The day of reckoning did arrive, when I was 40. It was a long wait, but nonetheless rewarding. I was in a coffee shop in town when I bumped into my former teacher. He was wearing very thick, half-rimmed glasses and was struggling to read a newspaper. His head was buried deep inside the paper with his nose almost touching the page. Serves the old bastard right, I thought. The temptation to pass comment was just too great. I marched up to him and grabbed his paper. I began tugging at it until his arms were fully extended.
“Do you remember me, you bastard?” I shouted.
Looking very confused, he replied:
 “No...”
“The name is David Lucas.
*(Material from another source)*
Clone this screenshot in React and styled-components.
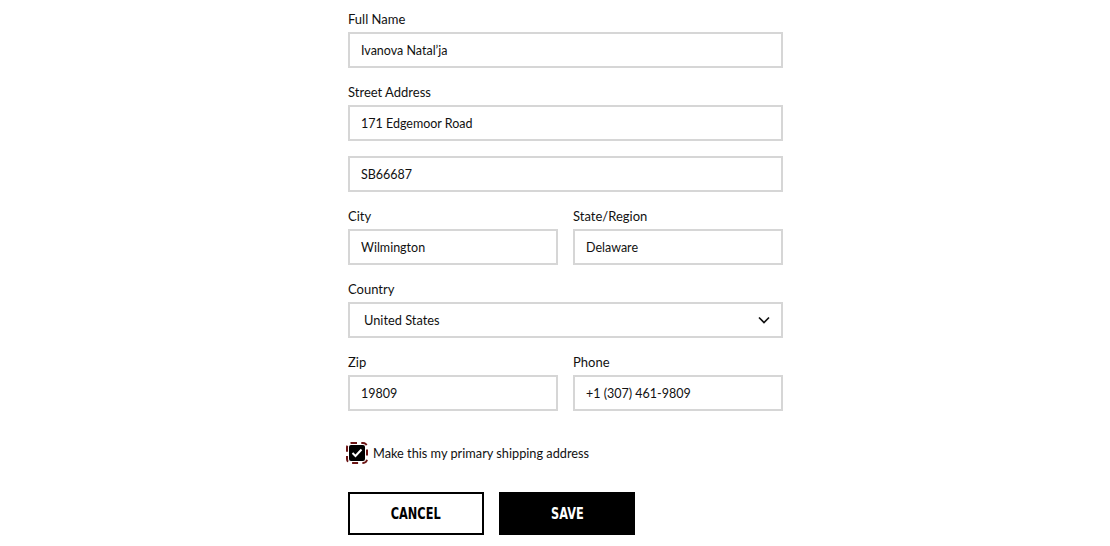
import React from "react";
import styled, { createGlobalStyle } from "styled-components";

const Global = createGlobalStyle`
  html, body { margin: 0; padding: 0; background: #fff; }
  body { font-family: "Lato", "Open Sans", sans-serif; color: #111; }
  * { box-sizing: border-box; }
`;

const Page = styled.div`
  display: flex;
  justify-content: center;
  padding: 10px 0 0 0;
`;

const Form = styled.form`
  width: 435px;
  margin-left: 21px;
  display: flex;
  flex-direction: column;
  gap: 15px;
`;

const Row = styled.div`
  display: grid;
  grid-template-columns: 210px 210px;
  gap: 15px;
`;

const Field = styled.div`
  display: flex;
  flex-direction: column;
`;

const Label = styled.label`
  font-size: 13px;
  line-height: 18px;
  margin-bottom: 4px;
  color: #111;
`;

const Input = styled.input`
  height: 36px;
  width: 100%;
  border: 2px solid #d6d6d6;
  padding: 0 0 0 11px;
  font-family: "Lato", sans-serif;
  font-size: 12.5px;
  color: #111;
  background: #fff;
  outline: none;
`;

const SelectBox = styled.div`
  height: 36px;
  border: 2px solid #d6d6d6;
  display: flex;
  align-items: center;
  justify-content: space-between;
  padding: 0 11px 0 14px;
  font-size: 12.8px;
  color: #111;
`;

const CheckRow = styled.div`
  display: flex;
  align-items: center;
  gap: 8px;
  margin-top: 19px;
  font-size: 12.75px;
`;

const CheckBox = styled.span`
  width: 16px;
  height: 16px;
  border-radius: 2px;
  background: #000;
  display: flex;
  align-items: center;
  justify-content: center;
  outline: 2px dashed #6b1515;
  outline-offset: 1px;
  margin-left: 1px;
`;

const Buttons = styled.div`
  display: flex;
  gap: 15px;
  margin-top: 16px;
`;

const Button = styled.button`
  width: 136px;
  height: 43px;
  border: 2px solid #000;
  background: ${(p) => (p.$primary ? "#000" : "#fff")};
  color: ${(p) => (p.$primary ? "#fff" : "#000")};
  font-family: "DejaVu Sans Condensed", "DejaVu Sans", sans-serif;
  font-weight: bold;
  font-size: 15px;
  cursor: pointer;
  padding: 0;
`;

const ButtonText = styled.span`
  display: inline-block;
  transform: scaleX(0.84);
`;

export default function App() {
  return (
    <>
      <Global />
      <Page>
        <Form>
          <Field>
            <Label>Full Name</Label>
            <Input defaultValue="Ivanova Natal’ja" />
          </Field>
          <Field>
            <Label>Street Address</Label>
            <Input defaultValue="171 Edgemoor Road" />
          </Field>
          <Input defaultValue="SB66687" />
          <Row>
            <Field>
              <Label>City</Label>
              <Input defaultValue="Wilmington" />
            </Field>
            <Field>
              <Label>State/Region</Label>
              <Input defaultValue="Delaware" />
            </Field>
          </Row>
          <Field>
            <Label>Country</Label>
            <SelectBox>
              <span>United States</span>
              <svg width="12" height="8" viewBox="0 0 12 8" fill="none">
                <path d="M1 1.5 L6 6.5 L11 1.5" stroke="#111" strokeWidth="1.7" />
              </svg>
            </SelectBox>
          </Field>
          <Row>
            <Field>
              <Label>Zip</Label>
              <Input defaultValue="19809" />
            </Field>
            <Field>
              <Label>Phone</Label>
              <Input defaultValue="+1 (307) 461-9809" />
            </Field>
          </Row>
          <CheckRow>
            <CheckBox>
              <svg width="12" height="10" viewBox="0 0 12 10" fill="none">
                <path d="M1.5 5 L4.5 8 L10.5 1.5" stroke="#fff" strokeWidth="2" />
              </svg>
            </CheckBox>
            <span>Make this my primary shipping address</span>
          </CheckRow>
          <Buttons>
            <Button type="button"><ButtonText>CANCEL</ButtonText></Button>
            <Button type="button" $primary><ButtonText>SAVE</ButtonText></Button>
          </Buttons>
        </Form>
      </Page>
    </>
  );
}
Or maybe you remember me as ‘Clarence’?”

I could tell he remembered me now.

Suddenly all conversation in the rest of the coffee shop had ended and we were the centre of attention. That was fine. I was happy to have an audience. I’d waited for this moment for 28 years, so I was determined to enjoy it. It seemed only right that others got to join in the fun. Was it worth it? You bet. I did resist the temptation to clip him round the back of the head – but only just. With hindsight I wish I’d had the nerve.

This was the outcome of just one event in my childhood which made me resolve to reveal to no one the full extent of my sight impairment. After all, I knew only too well how much abuse and ridicule I would face if people really found out my situation. Nevertheless, covering up something as big as sight loss involved a huge amount of trickery and deceit and it was to bring me a whole new set of problems.